O sucesso foi estrondoso. Fazia muito sentido. As pessoas se identificavam. Os relatos de sucesso nas relações se multiplicavam. Até que começaram a testar a teoria. E – segurem-se nas cadeiras – ela não se sustenta. Vários estudos mostram que não, as pessoas não têm uma linguagem preferencial – na prática, expressamos afetos de muitas formas concomitantes. Quando testes formais foram realizados, descobriu-se que casais supostamente compatíveis não tinham satisfação maior do que os outros.
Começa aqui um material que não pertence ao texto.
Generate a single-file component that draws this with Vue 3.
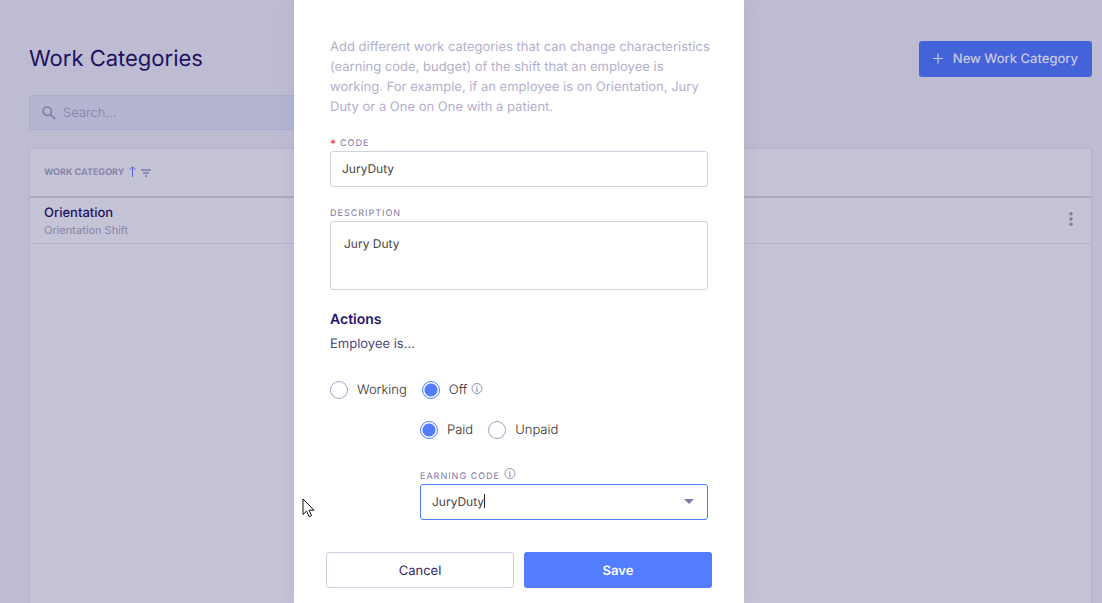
<template>
  <div class="page">
    <main class="content">
      <header class="page-header">
        <h1>Work Categories</h1>
        <button type="button" class="btn-new">
          <svg width="10" height="11" viewBox="0 0 10 11" aria-hidden="true">
            <path d="M5 0.5v10M0 5.5h10" stroke="currentColor" stroke-width="1.2" />
          </svg>
          New Work Category
        </button>
      </header>

      <div class="search">
        <svg width="14" height="14" viewBox="0 0 14 14" aria-hidden="true">
          <circle cx="5.2" cy="5.2" r="4.2" fill="none" stroke="currentColor" stroke-width="1.7" />
          <path d="M8.4 8.4 13.2 13.2" stroke="currentColor" stroke-width="1.9" />
        </svg>
        <input v-model="search" type="text" placeholder="Search..." aria-label="Search" />
      </div>

      <div class="table-wrap">
        <table>
          <thead>
            <tr>
              <th>
                <div class="th-inner">
                  <span>Work category</span>
                  <svg class="sort" width="7" height="14" viewBox="0 0 7 14" aria-hidden="true">
                    <path d="M3.5 11V1M0.5 3.8 3.5 0.8 6.5 3.8" fill="none" stroke="currentColor" />
                  </svg>
                  <svg class="filter" width="10" height="8" viewBox="0 0 10 8" aria-hidden="true">
                    <path d="M0 1h10M2 4h6M4 7h2" stroke="currentColor" stroke-width="1.2" />
                  </svg>
                </div>
              </th>
              <th></th>
            </tr>
          </thead>
          <tbody>
            <tr v-for="row in rows" :key="row.name">
              <td>
                <div class="row-name">{{ row.name }}</div>
                <div class="row-desc">{{ row.description }}</div>
              </td>
              <td class="row-actions">
                <button type="button" class="btn-more" aria-label="More">
                  <svg width="4" height="14" viewBox="0 0 4 14" aria-hidden="true">
                    <circle cx="2" cy="1.8" r="1.7" />
                    <circle cx="2" cy="7" r="1.7" />
                    <circle cx="2" cy="12.2" r="1.7" />
                  </svg>
                </button>
              </td>
            </tr>
          </tbody>
        </table>
      </div>
    </main>

    <!-- MODAL -->
    <div class="overlay">
      <form class="modal" role="dialog" aria-label="Work category" @submit.prevent>
        <div class="modal-body">
          <p class="intro">
            Add different work categories that can change characteristics (earning code, budget)
            of the shift that an employee is working. For example, if an employee is on
            Orientation, Jury Duty or a One on One with a patient.
          </p>

          <div class="field">
            <label for="code"><span class="required">*</span> Code</label>
            <input id="code" v-model="form.code" type="text" class="control" />
          </div>

          <div class="field">
            <label for="description">Description</label>
            <textarea id="description" v-model="form.description" class="control"></textarea>
          </div>

          <h2>Actions</h2>
          <p class="subtitle">Employee is...</p>

          <div class="radios">
            <label class="radio">
              <input v-model="form.status" type="radio" name="status" value="working" />
              Working
            </label>
            <label class="radio">
              <input v-model="form.status" type="radio" name="status" value="off" />
              Off
            </label>
            <svg class="info" width="12" height="14" viewBox="0 0 12 14" aria-hidden="true">
              <circle cx="6" cy="5.5" r="5" />
              <path d="M6 2.6v1.1M5 4.9h1V8M4.8 8.1h2.4" />
            </svg>
          </div>

          <div class="nested">
            <div class="radios">
              <label class="radio">
                <input v-model="form.pay" type="radio" name="pay" value="paid" />
                Paid
              </label>
              <label class="radio">
                <input v-model="form.pay" type="radio" name="pay" value="unpaid" />
                Unpaid
              </label>
            </div>

            <div class="field earning">
              <label for="earning">
                Earning code
                <svg class="info" width="12" height="16" viewBox="0 0 12 16" aria-hidden="true">
                  <circle cx="6" cy="5.5" r="5" />
                  <path d="M6 2.6v1.1M5 4.9h1V8M4.8 8.1h2.4" />
                </svg>
              </label>
              <div class="control combo">
                <input id="earning" v-model="form.earningCode" type="text" role="combobox" aria-expanded="false" />
                <span class="caret"></span>
                <svg class="arrow" width="10" height="5" viewBox="0 0 10 5" aria-hidden="true">
                  <path d="M0 0h10L5 5z" />
                </svg>
              </div>
            </div>
          </div>
        </div>

        <footer class="modal-footer">
          <button type="button" class="btn-cancel">Cancel</button>
          <button type="submit" class="btn-save">Save</button>
        </footer>
      </form>

      <svg class="pointer" width="13" height="20" viewBox="0 0 13 20" aria-hidden="true">
        <path d="M1 1v15.5l3.6-3.4 2.6 5.7 2.4-1.1L7 12.2h5z" fill="#fff" stroke="#111" />
      </svg>
    </div>
  </div>
</template>

<script setup>
import { reactive, ref } from 'vue'

const search = ref('')

const rows = [
  { name: 'Orientation', description: 'Orientation Shift' }
]

const form = reactive({
  code: 'JuryDuty',
  description: 'Jury Duty',
  status: 'off',
  pay: 'paid',
  earningCode: 'JuryDuty'
})
</script>

<style>
body {
  margin: 0;
  background: #bebcd3;
}
</style>

<style scoped>
* {
  box-sizing: border-box;
}

.page {
  position: relative;
  min-height: 100vh;
  display: flex;
  font-family: Inter, "Liberation Sans", sans-serif;
  font-size: 13px;
  text-rendering: geometricPrecision;
  background: #bebcd3;
}

button,
input,
textarea {
  font: inherit;
  text-rendering: inherit;
}

/* PAGE */
.content {
  flex: 1;
  display: flex;
  flex-direction: column;
  padding: 41px 10px 0 29px;
}

.page-header {
  display: flex;
  justify-content: space-between;
  height: 36px;
}

h1 {
  margin: 0;
  font-size: 22px;
  font-weight: 400;
  line-height: 36px;
  color: #1d1160;
}

.btn-new {
  display: flex;
  align-items: center;
  gap: 10px;
  height: 36px;
  padding: 0 14px 1px;
  border: 0;
  border-radius: 3px;
  background: #4463d8;
  color: #c9cae6;
  font-weight: 500;
}

.search {
  display: flex;
  align-items: center;
  gap: 7px;
  width: 36%;
  height: 35px;
  margin-top: 18px;
  padding: 0 12px;
  border: 1px solid #acafd0;
  border-radius: 3px;
  background: #b3b5d1;
  color: #8380a9;
}

.search input {
  flex: 1;
  padding: 0;
  border: 0;
  background: none;
  font-weight: 300;
  outline: none;
}

.search input::placeholder {
  color: #8683ab;
}

/* TABLE */
.table-wrap {
  flex: 1;
  margin-top: 18px;
  border: 1px solid #b5b3d0;
  border-bottom: 0;
  background: #c5c3d6;
}

table {
  width: 100%;
  border-collapse: collapse;
}

th {
  height: 48px;
  padding: 0 14px;
  border-bottom: 2px solid #aba9bf;
  text-align: left;
}

.th-inner {
  display: flex;
  align-items: center;
  gap: 5px;
  font-size: 9px;
  font-weight: 700;
  text-transform: uppercase;
  color: #8784ab;
}

.sort {
  color: #5b62dc;
}

.filter {
  color: #59558c;
}

td {
  height: 46px;
  padding: 1px 14px 0;
  border-bottom: 1px solid #b5b3d0;
}

.row-name {
  line-height: 18px;
  font-weight: 500;
  color: #1d1160;
}

.row-desc {
  font-size: 11px;
  line-height: 16px;
  color: #8784a8;
}

.row-actions {
  text-align: right;
}

.btn-more {
  padding: 0 4px;
  border: 0;
  background: none;
  fill: #7d79a5;
}

.btn-more svg {
  display: block;
}

/* MODAL */
.overlay {
  position: absolute;
  inset: 0;
  display: flex;
  justify-content: center;
  padding-right: 64px;
}

.modal {
  width: 450px;
  padding: 37px 32px 15px;
  background: #fff;
  box-shadow: 0 0 20px rgba(60, 50, 120, 0.08);
}

.modal-body {
  padding: 0 4px;
}

.intro {
  margin: 0 -6px 18px 0;
  line-height: 20px;
  color: #b3b0cc;
}

.field {
  display: flex;
  flex-direction: column;
  margin-bottom: 18px;
}

.field label {
  display: flex;
  align-items: center;
  gap: 4px;
  height: 16px;
  font-size: 9px;
  letter-spacing: 1px;
  text-transform: uppercase;
  color: #7d79a3;
}

.required {
  font-size: 12px;
  letter-spacing: 0;
  color: #f0185c;
}

.control {
  height: 36px;
  padding: 0 11px 2px;
  border: 1px solid #cdd2de;
  border-radius: 3px;
  background: #fff;
  font-size: 12px;
  color: #444;
  outline: none;
}

textarea.control {
  height: 69px;
  padding: 14px 13px;
  line-height: 16px;
  resize: none;
}

h2 {
  margin: 20px 0 4px;
  font-size: 14px;
  font-weight: 600;
  line-height: 20px;
  color: #25156b;
}

.subtitle {
  margin: 0 0 26px;
  line-height: 20px;
  color: #48487a;
}

.radios {
  display: flex;
  align-items: center;
  height: 20px;
}

.radio {
  display: flex;
  align-items: center;
  gap: 9px;
  margin-right: 15px;
  font-weight: 300;
  color: #333;
}

.radio:has(+ .info) {
  margin-right: 4px;
}

.radio input {
  appearance: none;
  width: 18px;
  height: 18px;
  margin: 0;
  border: 1px solid #a5a2c4;
  border-radius: 50%;
}

.radio input:checked {
  border-color: #527dff;
  background: radial-gradient(circle, #527dff 6px, #fff 7px);
}

.info {
  fill: none;
  stroke: #8a86ae;
  stroke-width: 0.9;
}

.nested {
  margin: 20px 0 0 90px;
}

.earning {
  margin: 28px 0 32px;
}

.combo {
  display: flex;
  align-items: center;
  border-color: #527dff;
}

.combo input {
  field-sizing: content;
  padding: 0;
  border: 0;
  color: inherit;
  outline: none;
}

.caret {
  width: 1px;
  height: 14px;
  background: #222;
}

.arrow {
  margin: 0 2px 0 auto;
  fill: #7d79a3;
}

.modal-footer {
  display: grid;
  grid-template-columns: 1fr 1fr;
  gap: 10px;
}

.modal-footer button {
  height: 36px;
  padding: 1px 0 0;
  border-radius: 3px;
}

.btn-cancel {
  border: 1px solid #cfcde0;
  background: #fff;
  color: #2f2569;
}

.btn-save {
  border: 0;
  background: #527dff;
  color: #fff;
  font-weight: 600;
}

/* mouse pointer lying over the dialog */
.pointer {
  position: absolute;
  top: 498px;
  left: calc(50% - 249px);
}
</style>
E mais ainda: na prática, mesmo receber expressões de afeto na linguagem que supostamente preferem não aumentava a satisfação dos casais. O que o estudo de 2024 fez foi reunir todas as evidências disponíveis até então; considerando tudo, concluiu que a teoria é furada.
Antes que comecem os xingamentos, vale a pena entender por que, mesmo sendo falha, a teoria pode ter ajudado as pessoas. No mesmo ano de 1992 em que Chapman lançou seu livro, o escritor Douglas Adams publicou o livro Praticamente inofensiva, o quinto da série do Guia do Mochileiro da Galáxias. Nele há um diálogo em que uma astróloga reconhece que sua prática não é uma ciência como a astronomia: “As regras [da astrologia] meio que surgiram do nada. (...) Mas, quando a gente começa a colocar essas regras em prática, vários processos acabam acontecendo e você começa a descobrir mil coisas sobre as pessoas. Na astrologia, as regras são sobre astros e planetas, mas poderiam ser sobre patos e gansos que daria no mesmo. (...) Então, veja, a astrologia nada tem a ver com astronomia. Tem a ver com pessoas pensando sobre pessoas”.
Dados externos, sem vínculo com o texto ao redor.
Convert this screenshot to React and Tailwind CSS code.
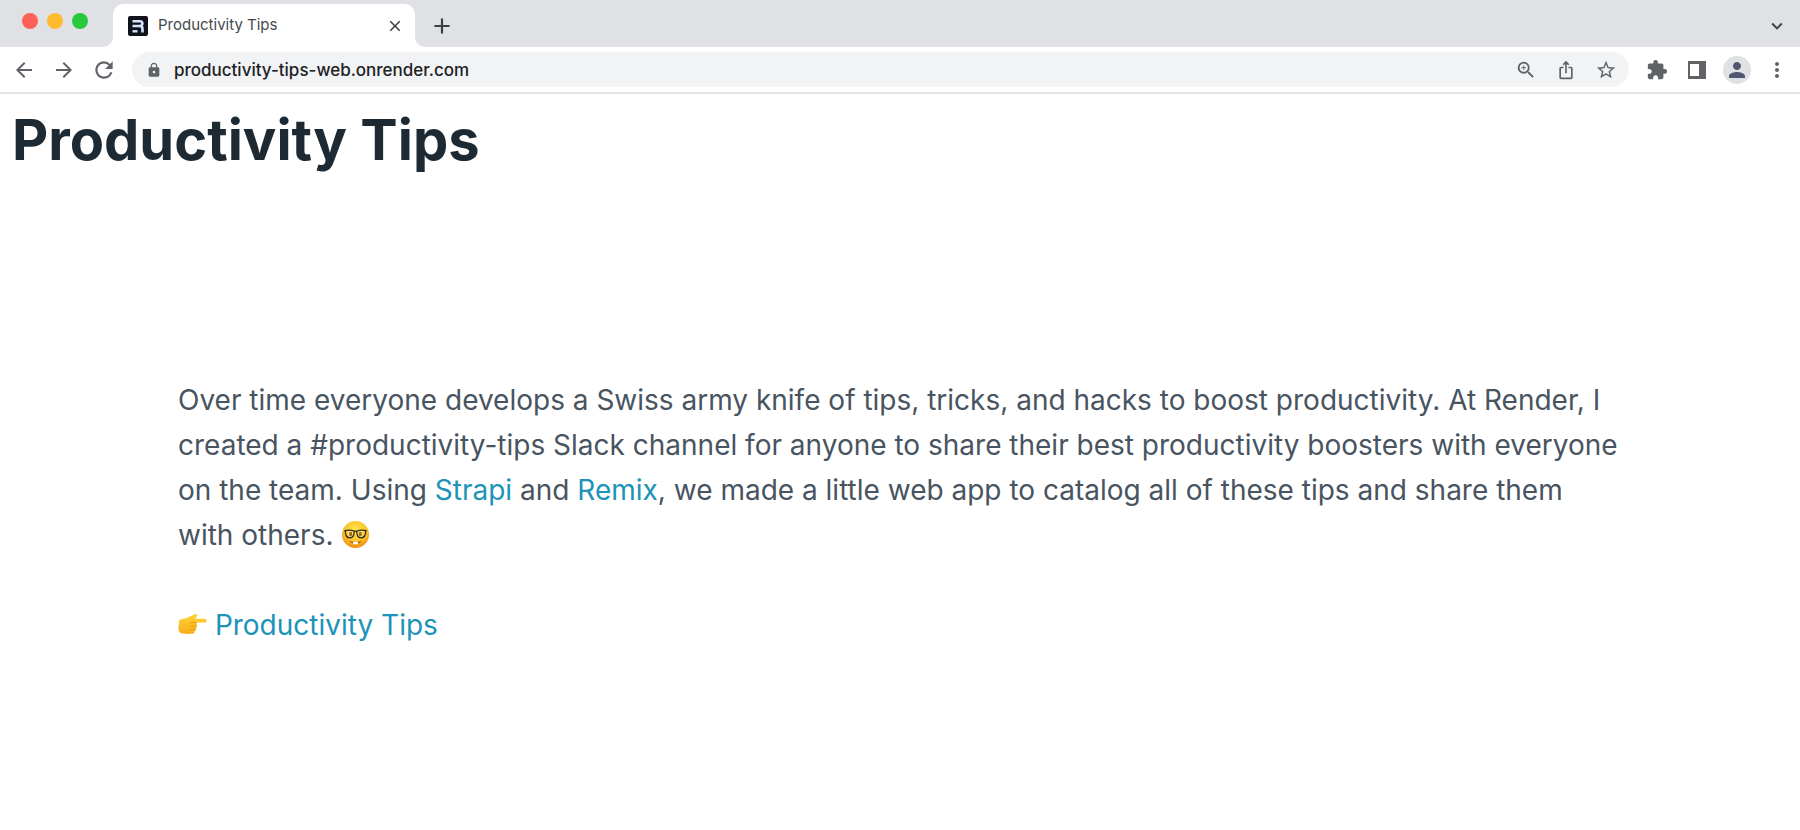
import React from 'react';
import {
    MdAdd,
    MdArrowBack,
    MdArrowForward,
    MdClose,
    MdExpandMore,
    MdExtension,
    MdIosShare,
    MdLock,
    MdMoreVert,
    MdPerson,
    MdRefresh,
    MdStarBorder,
    MdZoomIn,
} from 'react-icons/md';

const IconButton = ({ label, children }) => (
    <button
        type="button"
        aria-label={label}
        className="flex h-9 w-10 shrink-0 items-center justify-center text-[#5f6368]"
    >
        {children}
    </button>
);

const Favicon = () => (
    <svg viewBox="0 0 20 20" className="h-5 w-5 shrink-0" aria-hidden="true">
        <rect width="20" height="20" rx="2" fill="#10131a" />
        <path d="M4.5 5.2H12a2.4 2.4 0 0 1 0 4.8H4.5M11.5 10c2.4 0 3 1 3 2.8v3.700" fill="none" stroke="#d5e2ff" strokeWidth="2.6" />
        <path d="M4.5 15.3h5" stroke="#d5e2ff" strokeWidth="2.4" />
    </svg>
);

const SidePanelIcon = () => (
    <svg viewBox="0 0 18 18" className="h-[18px] w-[18px]" aria-hidden="true">
        <path d="M0 0h18v18H0zM2 3v12h9V3z" fill="#5f6368" fillRule="evenodd" />
    </svg>
);

// The little concave feet where the tab meets the toolbar
const TabFoot = ({ flip }) => (
    <svg
        viewBox="0 0 10 10"
        className={`h-2.5 w-2.5 shrink-0 self-end ${flip ? '-scale-x-100' : ''}`}
        aria-hidden="true"
    >
        <path d="M10 0v10H0A10 10 0 0 0 10 0z" fill="#fff" />
    </svg>
);

const NerdFace = () => (
    <svg viewBox="0 0 30 30" role="img" aria-label="Nerd face" className="inline-block h-[29px] w-[29px] align-[-4px]">
        <defs>
            <radialGradient id="face" cx="0.5" cy="0.35" r="0.65">
                <stop offset="0" stopColor="#ffe94a" />
                <stop offset="0.6" stopColor="#fcc52c" />
                <stop offset="1" stopColor="#ef8c10" />
            </radialGradient>
        </defs>
        <circle cx="15" cy="15" r="14" fill="url(#face)" />
        <ellipse cx="10" cy="14.5" rx="1.6" ry="2.3" fill="#70410b" />
        <ellipse cx="20" cy="14.5" rx="1.6" ry="2.3" fill="#70410b" />
        <g fill="#fff3b0" fillOpacity="0.25" stroke="#33291c" strokeWidth="1.3">
            <path d="M3.4 11.2c3.5-1.1 7.2-1 10.2.2.2 4-1 7.1-4.4 7.1-3.5 0-4.6-2.5-4.7-7" />
            <path d="M26.6 11.2c-3.5-1.1-7.2-1-10.2.2-.2 4 1 7.1 4.4 7.1 3.5 0 4.6-2.5 4.7-7" />
            <path d="M13.5 12c1-.5 2-.5 3 0" fill="none" />
        </g>
        <path d="M8.5 21.3c4 2 9 2 13 0-1.3 2.6-3.6 3.5-6.5 3.5s-5.2-.9-6.5-3.5z" fill="#b5651a" />
        <path d="M12.5 22.5h5V25h-5z" fill="#fff" />
    </svg>
);

const PointingHand = () => (
    <svg viewBox="0 0 30 30" role="img" aria-label="Pointing right" className="inline-block h-[29px] w-[29px] align-[-4px]">
        <defs>
            <linearGradient id="hand" x1="0" y1="0" x2="0" y2="1">
                <stop offset="0" stopColor="#ffd436" />
                <stop offset="1" stopColor="#f9ae1b" />
            </linearGradient>
        </defs>
        <path
            d="M1 12c0-1.500 1-2.300 2.500-2.500 3-.5 5.500-1 8-2.500l6-2.700c1.800-.7 3.200 1 2 2.400L17.600 9H27.500c2.700 0 2.700 4 0 4H19c1 1 1 2.500 0 3.300.8 1.200.5 2.500-.6 3.200.4 1.200-.2 2.300-1.400 2.700 0 1.500-1 2.400-2.600 2.400-5 .2-9 .2-11.400-.8C1 23 .4 21 .5 18z"
            fill="url(#hand)"
        />
        <path d="M12.5 13.500c1.700-.5 4-.6 6.500-.5M13 16.800c2 .2 4 .1 6-.5M12.800 20c2 .3 3.800.2 5.600-.5" fill="none" stroke="#e38e12" strokeWidth="0.8" />
    </svg>
);

const TabStrip = () => (
    <div className="flex h-[47px] items-center bg-[#dfe1e5]">
        <div className="flex gap-[9px] pb-1.5 pl-[22px]">
            <button type="button" aria-label="Close window" className="h-4 w-4 rounded-full bg-[#fe5f57]" />
            <button type="button" aria-label="Minimize window" className="h-4 w-4 rounded-full bg-[#febb2e]" />
            <button type="button" aria-label="Zoom window" className="h-4 w-4 rounded-full bg-[#28c840]" />
        </div>
        <div className="ml-[15px] flex h-[43px] self-end">
            <TabFoot />
            <div className="flex w-[302px] items-center rounded-t-[10px] bg-white pl-[15px] pr-2.5">
                <Favicon />
                <span className="ml-2.5 grow text-[15px] text-[#45494d]">Productivity Tips</span>
                <button type="button" aria-label="Close tab" className="flex h-5 w-5 items-center justify-center text-[#3c4043]">
                    <MdClose className="h-[18px] w-[18px]" />
                </button>
            </div>
            <TabFoot flip />
        </div>
        <button type="button" aria-label="New tab" className="ml-1 mt-1 text-[#3c4043]">
            <MdAdd className="h-[26px] w-[26px]" />
        </button>
        <button type="button" aria-label="Search tabs" className="ml-auto mr-3 mt-1 text-[#3c4043]">
            <MdExpandMore className="h-[22px] w-[22px]" />
        </button>
    </div>
);

const Toolbar = () => (
    <div className="flex h-[47px] items-center border-b-2 border-[#e4e6e5] bg-white pl-1 pr-[3px]">
        <IconButton label="Back"><MdArrowBack className="h-6 w-6" /></IconButton>
        <IconButton label="Forward"><MdArrowForward className="h-6 w-6" /></IconButton>
        <IconButton label="Reload"><MdRefresh className="h-[26px] w-[26px]" /></IconButton>
        <div className="mx-2 flex h-[35px] grow items-center rounded-full bg-[#f1f3f4] pl-[14px] pr-[3px]">
            <MdLock className="h-4 w-4 text-[#5f6368]" />
            <input
                type="text"
                aria-label="Address"
                defaultValue="productivity-tips-web.onrender.com"
                className="ml-3 h-full min-w-0 grow bg-transparent text-[17px] font-medium text-[#202124] outline-none"
            />
            <IconButton label="Zoom"><MdZoomIn className="h-[22px] w-[22px]" /></IconButton>
            <IconButton label="Share"><MdIosShare className="h-5 w-5" /></IconButton>
            <IconButton label="Bookmark this page"><MdStarBorder className="h-[22px] w-[22px]" /></IconButton>
        </div>
        <IconButton label="Extensions"><MdExtension className="h-[22px] w-[22px]" /></IconButton>
        <IconButton label="Side panel"><SidePanelIcon /></IconButton>
        <IconButton label="Profile">
            <span className="flex h-7 w-7 items-center justify-center rounded-full bg-[#dfe1e5]">
                <MdPerson className="h-6 w-6 text-[#515770]" />
            </span>
        </IconButton>
        <IconButton label="Menu"><MdMoreVert className="h-6 w-6" /></IconButton>
    </div>
);

const ContentLink = ({ href, children }) => (
    <a href={href} className="text-[#1c93b8]">{children}</a>
);

const App = () => {
    return (
        <div className="min-h-screen bg-white font-[Inter,sans-serif]">
            <header>
                <TabStrip />
                <Toolbar />
            </header>
            <main>
                <h1 className="px-3 pt-[9px] text-[56px] leading-[75px] font-bold text-[#1d2a33]">Productivity Tips</h1>
                <div className="mt-[200px] px-[178px] text-[28px] leading-[45px] text-[#48545f]">
                    <p>
                        Over time everyone develops a Swiss army knife of tips, tricks, and hacks to boost productivity.
                        At Render, I created a #productivity-tips Slack channel for anyone to share their best
                        productivity boosters with everyone on the team. Using <ContentLink href="#strapi">Strapi</ContentLink> and{' '}
                        <ContentLink href="#remix">Remix</ContentLink>, we made a little web app to catalog all of these
                        tips and share them with others. <NerdFace />
                    </p>
                    <p className="mt-[45px]">
                        <PointingHand /> <ContentLink href="#tips">Productivity Tips</ContentLink>
                    </p>
                </div>
            </main>
        </div>
    );
};

export default App;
Embora equivocada e simplista, a teoria das cinco linguagens do amor pode ter feito a mesma coisa por casais mundo afora: tem regras arbitrárias, tiradas da cabeça de um sujeito e sem base empírica. Mas quando as pessoas passaram a avaliar a forma como estavam se relacionando e tentaram dar importância para a percepção e os sentimentos do outro, não é improvável que tenham obtido bons resultados em seus relacionamentos. Afinal, como as cientistas canadenses concluem, “pesquisas empíricas mostram que relacionamentos bem-sucedidos exigem que os parceiros tenham uma compreensão abrangente das necessidades um do outro e se esforcem para responder a essas necessidades”. O que muitos casais podem ter alcançado por apenas tentar falar a mesma língua.